A different, final thought:

The encyclical is clearly divided into two parts. The first part is devoted to discussion of love between man and woman. The second deals with the social applications of christian love, in what are conventionally called works of charity and the extension of social concern into work for economic development and social justice.

It does put an emphasis on relief and development work as works of love. This means people undertaking these works must beware beaurocracy and not only bureaucracy. I have enough experience of the 'development', 'aid' and 'human rights' industries to know that they are industries, with any industry's concern for the continued employment of its workers. The workers, too, are concerned to keep their jobs. Some are concerned to keep their perks, in the form of generous expense accounts, foreign travel and maybe more. This means that professionals in these areas are tempted by the programmes and activities that look good in an annual report, rather than those that go at whatever pace, often slower than that, necessary to do people good. The short-term good that fits the timescale imposed by the annual report and the two- or three-year funding cycle can easily prevent the achievement of the real good that grows more slowly from the people themselves and will probably only reach fruition when their particular concern is no longer fashionable with the development industry.

Given this situation, it is good that Pope Benedict pointed out that these are valid activities for christians and should be an expression of our love for our neighbours. If we do act out of love, the way we act is likely to be a much-needed challenge to those who undertake these activities just as a job.

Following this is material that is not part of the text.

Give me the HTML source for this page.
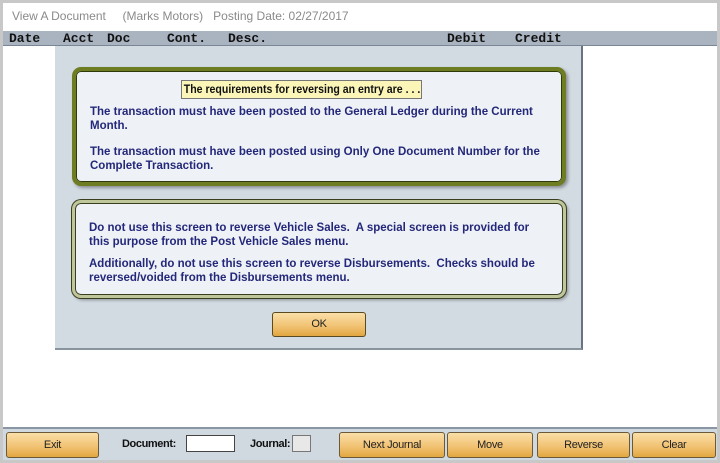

On the positive side, I have observed, and I am far from being the first to do so, that people who do undertake these activities as an expression of love, sooner or later come to the point where they are aware of the need to deepen their own spiritual lives. No-one gives what they don't have and large-scale works demand more love than one human being has in himself or herself. We need to become, in the words of the famous prayer of St.Francis of Assisi, channels of the divine love.